De esta manera nos llegó el día de edificar teatro propio; hacía mucho tiempo que la tierra de Tula se había independizado y las guerrillas con la madre patria eran ya solo páginas de Historia.
Había que pensar que el nombre de la Avellaneda era precisamente el nombre exacto que le correspondía a aquel teatro; a los grandes méritos de la escritora cubana se unía la significativa cuanto singular condición de ser ella la única mujer que con repercusión en las Letras Castellanas se ha dedicado al género dramático.
Y aún más podía decirse; era acaso la única que así, con resonancia ultramontana lo había hecho en el mundo, o al menos la primera en hacerlo, que ya sería grande gloria.
Por no se sabe qué extraña razón las escritoras nunca han gustado de este género: poetisas, novelistas, muchas hay, pero entre ellas ha sido solo nuestra tula quien, a más de regalarnos versos y novelas, alcanzara a crear obras teatrales.
Búsquense nombres femeninos en los vastos dominios de Talia y se verá cuan ardua es la labor. Espigar alguno significa un verdadero hallazgo de eruditos, como el de la monja Rosvita allá en el Medio Evo, y algunos pocos de factura nórdica.
Parecía por tanto, lógico, sencillo, que un teatro de Cuba y para Cuba se llamara como ella. Era lo natural, lo que caía por su peso.
¿Lo natural? No hay nada natural. El hombre se complace en complicarlo todo: de pronto aquí, allí, detrás, enfrente comenzó a repetirse la vieja cantinela.
¿Y qué era a fin de cuentas lo hecho por la insigne dramaturga para justificar estos escrúpulos de fariseos?
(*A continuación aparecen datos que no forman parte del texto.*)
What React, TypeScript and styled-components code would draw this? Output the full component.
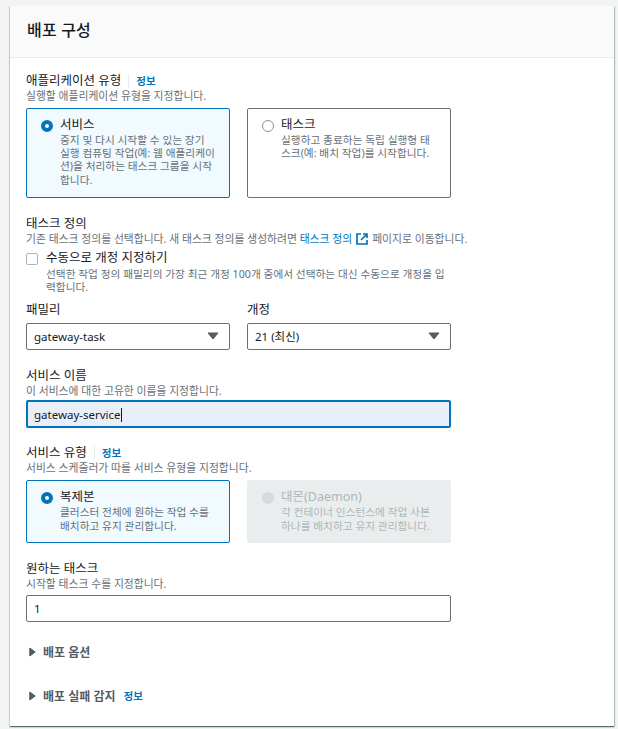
import React from 'react';
import styled, { createGlobalStyle } from 'styled-components';

const GlobalStyle = createGlobalStyle`
    html, body {
        margin: 0;
        padding: 0;
        background: #f2f3f3;
    }

    body {
        font-family: 'Noto Sans', 'Noto Sans CJK KR', sans-serif;
        font-size: 12px;
        color: #16191f;
    }
`;

const Page = styled.div`
    width: 618px;
    height: 729px;
    padding: 6px 4px 0 10px;
    box-sizing: border-box;
    overflow: hidden;
`;

const Card = styled.section`
    height: 720px;
    background: #fff;
    box-shadow: 0 1px 1px 0 rgba(0, 28, 36, 0.5), 1px 1px 1px 0 rgba(0, 28, 36, 0.2), -1px 1px 1px 0 rgba(0, 28, 36, 0.1);
`;

const CardHeader = styled.header`
    height: 52px;
    padding-left: 17px;
    display: flex;
    align-items: center;
    box-sizing: border-box;
    background: #fafafa;
    border-bottom: 1px solid #eaeded;
`;

const Title = styled.h2`
    margin: 0 0 4px;
    font-size: 16px;
    line-height: 24px;
    font-weight: 500;
    letter-spacing: 0.2px;
`;

const CardBody = styled.div`
    width: 425px;
    padding: 14px 0 0 16px;
    display: flex;
    flex-direction: column;
`;

const Field = styled.div<{ $top?: number; $gap?: number }>`
    margin-top: ${({ $top }) => $top ?? 0}px;
    margin-bottom: ${({ $gap }) => $gap ?? 0}px;
`;

const LabelRow = styled.div`
    display: flex;
    align-items: center;
    height: 17px;
    font-size: 12.5px;
    line-height: 17px;
`;

const InfoLink = styled.a`
    color: #0073bb;
    font-size: 10.5px;
    font-weight: 700;
    line-height: 14px;
`;

const LabelInfo = styled(InfoLink)`
    margin-left: 7px;
    padding-left: 7px;
    border-left: 1px solid #eaeded;
`;

const Description = styled.div`
    color: #687078;
    font-size: 10.8px;
    line-height: 14px;
    white-space: nowrap;
`;

const DescriptionLink = styled.a`
    color: #0073bb;
`;

const TileRow = styled.div`
    display: grid;
    grid-template-columns: 204px 204px;
    gap: 17px;
    margin-top: 5px;
`;

const Tile = styled.div<{ $selected?: boolean; $disabled?: boolean; $height: number }>`
    height: ${({ $height }) => $height}px;
    padding: 7px 10px 0 14px;
    box-sizing: border-box;
    display: flex;
    gap: 7px;
    border-radius: 2px;
    border: 1px solid ${({ $selected, $disabled }) => ($selected ? '#0073bb' : $disabled ? '#eaeded' : '#687078')};
    background: ${({ $selected, $disabled }) => ($selected ? '#f1faff' : $disabled ? '#eaeded' : '#fff')};
    color: ${({ $disabled }) => ($disabled ? '#aab7b8' : 'inherit')};
`;

const Radio = styled.span<{ $selected?: boolean; $disabled?: boolean }>`
    flex: none;
    width: 12px;
    height: 12px;
    margin-top: 4px;
    border-radius: 50%;
    box-sizing: border-box;
    border: ${({ $selected, $disabled }) =>
        $selected ? '4px solid #0073bb' : $disabled ? '6px solid #d5dbdb' : '1px solid #879596'};
    background: #fff;
`;

const TileTitle = styled.div`
    font-size: 12.5px;
    line-height: 17px;
`;

const TileText = styled.div<{ $disabled?: boolean }>`
    margin-top: 1px;
    color: ${({ $disabled }) => ($disabled ? '#aab7b8' : '#687078')};
    font-size: 10.7px;
    line-height: 13.2px;
    white-space: nowrap;
`;

const CheckRow = styled.div`
    display: flex;
    gap: 8px;
    margin-top: 3px;
`;

const CheckBox = styled.span`
    flex: none;
    width: 10px;
    height: 10px;
    margin-top: 4px;
    border: 1px solid #aab7b8;
    border-radius: 2px;
    background: #fff;
`;

const CheckText = styled(TileText)`
    margin-top: 2px;
`;

const SelectRow = styled.div`
    display: grid;
    grid-template-columns: 204px 204px;
    gap: 17px;
`;

const Control = styled.div<{ $focused?: boolean }>`
    height: 27px;
    margin-top: 5px;
    padding: 0 10px 1px 7px;
    box-sizing: border-box;
    display: flex;
    align-items: center;
    justify-content: space-between;
    border: 1px solid #687078;
    border-radius: 2px;
    background: #fff;
    font-size: 11.5px;
    ${({ $focused }) =>
        $focused &&
        'height: 28px; margin-top: 2px; border: 2px solid #0073bb; background: #e8eff9; padding: 0 10px 0 6px;'}
`;

const NumberControl = styled(Control)`
    margin-top: 4px;
`;

const Caret = styled.span`
    display: inline-block;
    width: 1px;
    height: 14px;
    background: #16191f;
    vertical-align: -3px;
`;

const Expander = styled.div`
    display: flex;
    align-items: center;
    gap: 7px;
    height: 18px;
    padding-left: 3px;
    color: #545b64;
    font-size: 12px;
    font-weight: 700;
`;

const ExpanderInfo = styled(InfoLink)`
    margin-left: 1px;
`;

const LinkIcon = styled.svg`
    width: 12px;
    height: 12px;
    margin: 0 4px;
    vertical-align: -2px;
    fill: none;
    stroke: #0073bb;
    stroke-width: 1.7;
`;

const ArrowDown = () => (
    <svg width="12" height="8" viewBox="0 0 12 8">
        <path d="M1 1h10L6 7z" fill="#545b64" stroke="#545b64" />
    </svg>
);

const ArrowRight = () => (
    <svg width="7" height="10" viewBox="0 0 7 10">
        <path d="M.8 1l5.4 4-5.4 4z" fill="#545b64" stroke="#545b64" />
    </svg>
);

const ExternalIcon = () => (
    <LinkIcon viewBox="0 0 12 12">
        <path d="M5 1H1v10h10V7" />
        <path d="M7 1h4v4M11 1L5 7" />
    </LinkIcon>
);

export default function App() {
    return (
        <Page>
            <GlobalStyle />
            <Card>
                <CardHeader>
                    <Title>배포 구성</Title>
                </CardHeader>
                <CardBody>
                    <Field $gap={17}>
                        <LabelRow>
                            애플리케이션 유형
                            <LabelInfo>정보</LabelInfo>
                        </LabelRow>
                        <Description>실행할 애플리케이션 유형을 지정합니다.</Description>
                        <TileRow>
                            <Tile $selected $height={90}>
                                <Radio $selected />
                                <div>
                                    <TileTitle>서비스</TileTitle>
                                    <TileText>
                                        중지 및 다시 시작할 수 있는 장기
                                        <br />
                                        실행 컴퓨팅 작업(예: 웹 애플리케이
                                        <br />
                                        션)을 처리하는 태스크 그룹을 시작
                                        <br />
                                        합니다.
                                    </TileText>
                                </div>
                            </Tile>
                            <Tile $height={90}>
                                <Radio />
                                <div>
                                    <TileTitle>태스크</TileTitle>
                                    <TileText>
                                        실행하고 종료하는 독립 실행형 태
                                        <br />
                                        스크(예: 배치 작업)를 시작합니다.
                                    </TileText>
                                </div>
                            </Tile>
                        </TileRow>
                    </Field>
                    <Field $gap={7}>
                        <LabelRow>태스크 정의</LabelRow>
                        <Description>
                            기존 태스크 정의를 선택합니다. 새 태스크 정의를 생성하려면{' '}
                            <DescriptionLink>태스크 정의</DescriptionLink>
                            <ExternalIcon />
                            페이지로 이동합니다.
                        </Description>
                        <CheckRow>
                            <CheckBox />
                            <div>
                                <TileTitle>수동으로 개정 지정하기</TileTitle>
                                <CheckText>
                                    선택한 작업 정의 패밀리의 가장 최근 개정 100개 중에서 선택하는 대신 수동으로 개정을 입
                                    <br />
                                    력합니다.
                                </CheckText>
                            </div>
                        </CheckRow>
                    </Field>
                    <SelectRow>
                        <div>
                            <LabelRow>패밀리</LabelRow>
                            <Control>
                                gateway-task
                                <ArrowDown />
                            </Control>
                        </div>
                        <div>
                            <LabelRow>개정</LabelRow>
                            <Control>
                                21 (최신)
                                <ArrowDown />
                            </Control>
                        </div>
                    </SelectRow>
                    <Field $top={17} $gap={16}>
                        <LabelRow>서비스 이름</LabelRow>
                        <Description>이 서비스에 대한 고유한 이름을 지정합니다.</Description>
                        <Control $focused>
                            <span>
                                gateway-service
                                <Caret />
                            </span>
                        </Control>
                    </Field>
                    <Field $gap={17}>
                        <LabelRow>
                            서비스 유형
                            <LabelInfo>정보</LabelInfo>
                        </LabelRow>
                        <Description>서비스 스케줄러가 따를 서비스 유형을 지정합니다.</Description>
                        <TileRow>
                            <Tile $selected $height={63}>
                                <Radio $selected />
                                <div>
                                    <TileTitle>복제본</TileTitle>
                                    <TileText>
                                        클러스터 전체에 원하는 작업 수를
                                        <br />
                                        배치하고 유지 관리합니다.
                                    </TileText>
                                </div>
                            </Tile>
                            <Tile $disabled $height={63}>
                                <Radio $disabled />
                                <div>
                                    <TileTitle>대몬(Daemon)</TileTitle>
                                    <TileText $disabled>
                                        각 컨테이너 인스턴스에 작업 사본
                                        <br />
                                        하나를 배치하고 유지 관리합니다.
                                    </TileText>
                                </div>
                            </Tile>
                        </TileRow>
                    </Field>
                    <Field $gap={21}>
                        <LabelRow>원하는 태스크</LabelRow>
                        <Description>시작할 태스크 수를 지정합니다.</Description>
                        <NumberControl>1</NumberControl>
                    </Field>
                    <Field $gap={26}>
                        <Expander>
                            <ArrowRight />
                            배포 옵션
                        </Expander>
                    </Field>
                    <Expander>
                        <ArrowRight />
                        배포 실패 감지
                        <ExpanderInfo>정보</ExpanderInfo>
                    </Expander>
                </CardBody>
            </Card>
        </Page>
    );
}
¿Vivir fuera de sus lares por largos años? ¿Escribir en Madrid y hacerse de fama?
Pues bien, dando por cierto que no estuviera Cuba unida a España aun antes de que decidiera desunírsele es lo corriente que el talento busque ensanchar sus horizontes. Ella era un águila de altura y a las águilas se las deja volar libremente.
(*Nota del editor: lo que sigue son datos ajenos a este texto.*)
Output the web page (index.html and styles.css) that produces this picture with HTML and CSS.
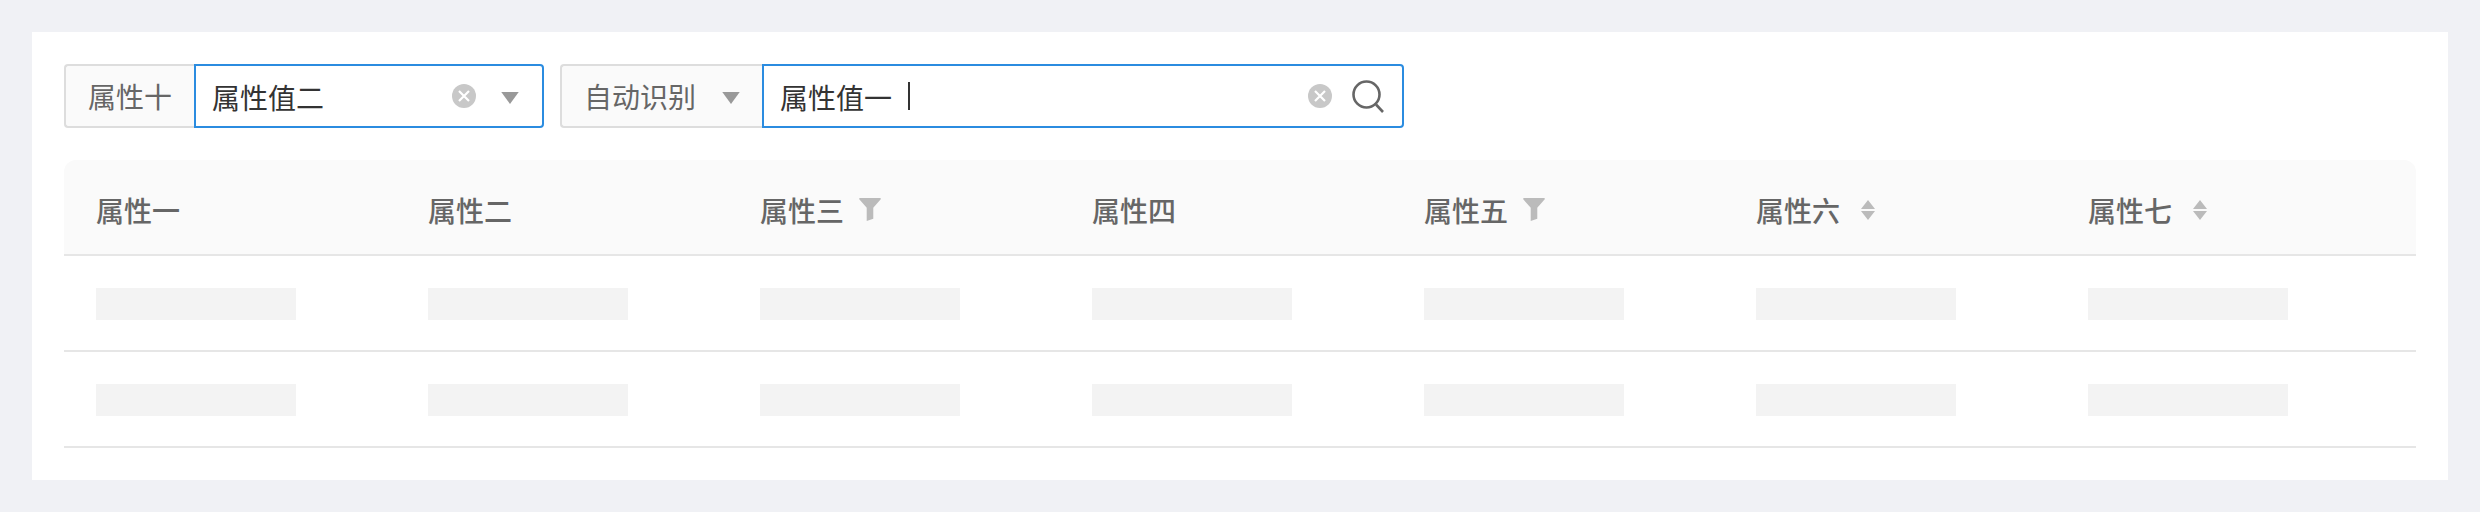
FILE: index.html
```html
<!DOCTYPE html>
<html lang="zh">
<head>
<meta charset="utf-8">
<title>属性表</title>
<link rel="stylesheet" href="styles.css">
</head>
<body>
<main class="card">
  <div class="filters">
    <div class="group group-select">
      <div class="addon addon-label">属性十</div>
      <div class="field">
        <span class="value">属性值二</span>
        <svg class="clear" viewBox="0 0 24 24"><circle cx="12" cy="12" r="12" fill="#c8c8c8"/><path d="M7 7l10 10M17 7L7 17" stroke="#fff" stroke-width="2.2" fill="none"/></svg>
        <svg class="caret caret-field" viewBox="0 0 16 11"><path d="M0 0h16l-8 11z" fill="#999"/></svg>
      </div>
    </div>
    <div class="group group-search">
      <div class="addon addon-auto">
        <span>自动识别</span>
        <svg class="caret" viewBox="0 0 16 11"><path d="M0 0h16l-8 11z" fill="#999"/></svg>
      </div>
      <div class="field">
        <span class="value">属性值一</span>
        <span class="cursor"></span>
        <svg class="clear clear-search" viewBox="0 0 24 24"><circle cx="12" cy="12" r="12" fill="#c8c8c8"/><path d="M7 7l10 10M17 7L7 17" stroke="#fff" stroke-width="2.2" fill="none"/></svg>
        <svg class="search" viewBox="0 0 32 33"><circle cx="14.5" cy="14.5" r="13" fill="none" stroke="#666" stroke-width="2.6"/><path d="M24 24.5l7 7.5" fill="none" stroke="#666" stroke-width="2.6"/></svg>
      </div>
    </div>
  </div>

  <div class="table">
    <div class="row head">
      <div class="cell">属性一</div>
      <div class="cell">属性二</div>
      <div class="cell">属性三<svg class="filter" viewBox="0 0 20 21"><path d="M0 1Q0 0 1 0h18q1 0 1 1l-7 8v10l-6 2V9z" fill="#bbb"/></svg></div>
      <div class="cell">属性四</div>
      <div class="cell">属性五<svg class="filter" viewBox="0 0 20 21"><path d="M0 1Q0 0 1 0h18q1 0 1 1l-7 8v10l-6 2V9z" fill="#bbb"/></svg></div>
      <div class="cell">属性六<svg class="sort" viewBox="0 0 14 20"><path d="M7 0l7 9H0zM0 11h14l-7 9z" fill="#bbb"/></svg></div>
      <div class="cell">属性七<svg class="sort" viewBox="0 0 14 20"><path d="M7 0l7 9H0zM0 11h14l-7 9z" fill="#bbb"/></svg></div>
    </div>
    <div class="row">
      <div class="cell body-cell"><span class="skeleton"></span></div>
      <div class="cell body-cell"><span class="skeleton"></span></div>
      <div class="cell body-cell"><span class="skeleton"></span></div>
      <div class="cell body-cell"><span class="skeleton"></span></div>
      <div class="cell body-cell"><span class="skeleton"></span></div>
      <div class="cell body-cell"><span class="skeleton"></span></div>
      <div class="cell body-cell"><span class="skeleton"></span></div>
    </div>
    <div class="row">
      <div class="cell body-cell"><span class="skeleton"></span></div>
      <div class="cell body-cell"><span class="skeleton"></span></div>
      <div class="cell body-cell"><span class="skeleton"></span></div>
      <div class="cell body-cell"><span class="skeleton"></span></div>
      <div class="cell body-cell"><span class="skeleton"></span></div>
      <div class="cell body-cell"><span class="skeleton"></span></div>
      <div class="cell body-cell"><span class="skeleton"></span></div>
    </div>
  </div>
</main>
</body>
</html>
```
FILE: styles.css
```css
* { box-sizing: border-box; }
html, body { height: 100%; }
body {
  margin: 0;
  padding: 32px;
  background: #f0f1f5;
  font-family: "Noto Sans CJK SC", "Noto Sans", sans-serif;
  font-size: 28px;
  overflow: hidden;
}
.card {
  height: 448px;
  padding: 32px;
  background: #fff;
}
.filters {
  display: flex;
  gap: 16px;
  height: 64px;
  margin-bottom: 32px;
}
.group { display: flex; height: 64px; }
.group-select { width: 480px; }
.group-search { width: 844px; }
.addon {
  display: flex;
  align-items: center;
  flex: none;
  padding-left: 22px;
  background: #fafafa;
  color: #666;
  border: 2px solid #ddd;
  border-right: 0;
  border-radius: 4px 0 0 4px;
}
.addon-label { width: 130px; }
.addon-auto { width: 202px; }
.addon-auto .caret { margin-left: 26px; }
.field {
  display: flex;
  align-items: center;
  flex: 1;
  min-width: 0;
  padding: 0 18px 0 16px;
  color: #333;
  border: 2px solid #2b8ce0;
  border-radius: 0 4px 4px 0;
}
.value { flex: none; margin-top: 1px; }
.cursor {
  flex: none;
  width: 2px;
  height: 28px;
  margin-left: 16px;
  background: #333;
}
.clear { flex: none; width: 24px; height: 24px; margin-left: auto; }
.clear-search { margin-right: 20px; }
.caret { flex: none; width: 18px; height: 12px; margin-top: 3px; }
.caret-field { margin-left: 25px; margin-right: 5px; }
.search { flex: none; width: 32px; height: 33px; }
.row {
  display: grid;
  grid-template-columns: repeat(6, 332px) 1fr;
  height: 96px;
  border-bottom: 2px solid #e6e6e6;
}
.head {
  background: #fafafa;
  border-radius: 12px 12px 0 0;
  color: #666;
  font-weight: 500;
}
.cell {
  display: flex;
  align-items: center;
  padding-left: 32px;
  padding-top: 5px;
}
.body-cell { padding-top: 2px; }
.filter { width: 22px; height: 23px; margin-left: 15px; }
.sort { width: 14px; height: 20px; margin-left: 21px; }
.skeleton {
  display: block;
  width: 200px;
  height: 32px;
  background: #f3f3f3;
}
```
Si criterio tan estrecho y falaz prevaleciera, menos habría de considerarse inglés a Lord Byron que no se distinguía precisamente por su ternura hacia Inglaterra y murió peleando por un país que no era el suyo.
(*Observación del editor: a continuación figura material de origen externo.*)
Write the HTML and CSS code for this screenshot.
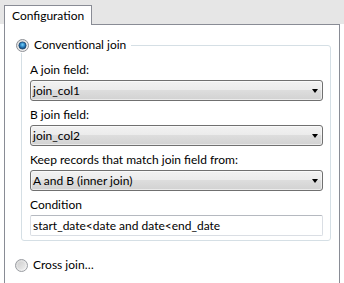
FILE: index.html
```html
<!DOCTYPE html>
<html lang="en">
<head>
    <meta charset="UTF-8">
    <meta name="viewport" content="width=device-width, initial-scale=1.0">
    <title>Join settings</title>
    <link rel="stylesheet" href="styles.css">
</head>
<body>
    <div class="tabstrip">
        <div class="tab">Configuration</div>
    </div>
    <div class="page">
        <fieldset class="group">
            <legend class="option">
                <svg class="radio" viewBox="0 0 13 13" width="13" height="13">
                    <defs>
                        <linearGradient id="rbOn" x1="0" y1="0" x2="1" y2="1">
                            <stop offset="0" stop-color="#d9d9d9"/>
                            <stop offset="1" stop-color="#f6f6f6"/>
                        </linearGradient>
                        <radialGradient id="dotOn" cx="0.5" cy="0.4" r="0.6">
                            <stop offset="0" stop-color="#74d3f9"/>
                            <stop offset="0.55" stop-color="#2a7fc0"/>
                            <stop offset="1" stop-color="#0f3a63"/>
                        </radialGradient>
                    </defs>
                    <circle cx="6.5" cy="6.5" r="6" fill="url(#rbOn)" stroke="#8e9196"/>
                    <circle cx="6.5" cy="6.5" r="3.6" fill="url(#dotOn)" stroke="#1c4a73" stroke-width="0.8"/>
                </svg>
                <span>Conventional join</span>
            </legend>
            <div class="field">
                <label>A join field:</label>
                <div class="combo"><span>join_col1</span><i class="arrow"></i></div>
            </div>
            <div class="field">
                <label>B join field:</label>
                <div class="combo"><span>join_col2</span><i class="arrow"></i></div>
            </div>
            <div class="field">
                <label>Keep records that match join field from:</label>
                <div class="combo"><span>A and B (inner join)</span><i class="arrow"></i></div>
            </div>
            <div class="field">
                <label>Condition</label>
                <div class="textbox">start_date&lt;date and date&lt;end_date</div>
            </div>
        </fieldset>
        <div class="option cross">
            <svg class="radio" viewBox="0 0 13 13" width="13" height="13">
                <defs>
                    <linearGradient id="rbOff" x1="0" y1="0" x2="1" y2="1">
                        <stop offset="0" stop-color="#d4d4d4"/>
                        <stop offset="1" stop-color="#f8f8f8"/>
                    </linearGradient>
                    <linearGradient id="dotOff" x1="0" y1="0" x2="1" y2="1">
                        <stop offset="0" stop-color="#cfcfcf"/>
                        <stop offset="1" stop-color="#ececec"/>
                    </linearGradient>
                </defs>
                <circle cx="6.5" cy="6.5" r="6" fill="url(#rbOff)" stroke="#9a9da2"/>
                <circle cx="6.5" cy="6.5" r="3.8" fill="url(#dotOff)"/>
            </svg>
            <span>Cross join…</span>
        </div>
    </div>
</body>
</html>
```

FILE: styles.css
```css
body {
    margin: 0;
    background: #fff;
    color: #000;
    font-family: Lato, 'Open Sans', sans-serif;
    font-size: 12px;
    overflow: hidden;
}
.tabstrip {
    height: 24px;
    box-sizing: border-box;
    padding: 4px 0 0 4px;
    background: #e6e6e6;
    display: flex;
    align-items: flex-end;
}
.tab {
    width: 88px;
    height: 20px;
    box-sizing: border-box;
    border: 1px solid #898c95;
    border-bottom: none;
    background: #fff;
    padding-left: 7px;
    line-height: 19px;
    position: relative;
    top: 1px;
}
.page {
    margin: 0 4px;
    height: calc(100vh - 24px);
    border: 1px solid #898c95;
    border-bottom: none;
    box-sizing: border-box;
    padding-top: 12px;
}
.group {
    margin: 0 8px 0 16px;
    padding: 0 7px 4px 8px;
    border: 1px solid #d5dfe5;
    border-radius: 3px;
}
.option {
    display: flex;
    align-items: center;
    height: 16px;
    line-height: 16px;
}
.group legend {
    margin-left: -15px;
    padding: 0 5px 0 1px;
    background: #fff;
}
.radio {
    display: block;
    margin-right: 5px;
}
.field {
    margin-top: 6px;
}
.field:first-of-type {
    margin-top: 9px;
}
.field label {
    display: block;
    line-height: 15px;
    margin-bottom: 3px;
}
.combo {
    height: 21px;
    box-sizing: border-box;
    border: 1px solid #707070;
    border-radius: 3px;
    background: linear-gradient(#f2f2f2, #ebebeb 50%, #dddddd 50%, #d2d2d2);
    box-shadow: inset 0 0 0 1px rgba(255, 255, 255, 0.55);
    display: flex;
    align-items: center;
    padding: 0 4px 0 2px;
}
.combo span {
    flex: 1;
}
.arrow {
    width: 0;
    height: 0;
    border-left: 3.5px solid transparent;
    border-right: 3.5px solid transparent;
    border-top: 4px solid #000;
}
.textbox {
    height: 21px;
    box-sizing: border-box;
    border: 1px solid #dadee4;
    border-top-color: #b5b9c0;
    border-radius: 2px;
    padding: 0 2px;
    line-height: 19px;
    white-space: nowrap;
}
.cross {
    margin: 16px 0 0 10px;
}
```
Habría que tener por igualmente apátridas al Dante y a Petrarca, a Sargent y a Gauguin. Y dos de los más grandes poetas de América, Rubén Darío y César Vallejo no pertenecerían a ella sino a los cafés de París en cuyas mesas escribían.
Todos hemos podido ver a la gran Gabriela Mistral andar errante por extranjero suelo casi su vida entera por razones que nunca dio a su patria. Y sin embargo, cuando al fin los pies se le agrietaron para siempre, Chile tuvo a bien recibir como a Reina difunta, su poetisa.
Sólo nosotros los cubanos hemos querido renunciar a una gloria legítima: hemos querido regalarla o arrojarla al río en gesto semejante al de aquel duque que echara al Neva su vajilla de oro.
¿Y al fin, –preguntarán los lectores– que nombre se le puso al teatro?
Pues el teatro, amigos míos, casi puede decirse que se quedó sin bautizar, que por no darle el nombre de ella, no se le dio ninguno.
Lo digo así porque aunque oficialmente, y nada menos que ante el testimonio irrecusable de José Martí, citado y exhumado en la ocasión, se falló el viejo pleito a su favor, lo cierto es que sus paisanos prefieren ignorarla, desconocer a Tula.
Tal vez no quieran ya contradecir abiertamente al Apóstol, pero de todos modos han seguido oponiendo a su clamor patético el mismo silencio de García Tassara, de Ignacio de Cepeda, de furtivo entierro bajo el frío y el granizo. Silencio de la muerte… De la vida.


Dulce María Loynaz
La Habana febrero 10 de 1961


Nota: Nos cuentan desde Canadá que este escrito (el ensayo) es anterior a la fecha que nos ofrece Nydia Sarabia (febrero 10 de 1961). Al parecer fue publicado en 1957, cuatro años antes, en el libro de Dulce María Loynaz, La palabra en el aire editado por Eds. Hnos. Loynaz de Pinar del Río, aunque no hemos tenido la ocasión de comprobarlo. Lo haremos en breve porque la curiosidad es máxima, especialmente por saber si el cambio de fecha fue un error, desconocimiento o manipulación de Nydia Sarabia. (¿?)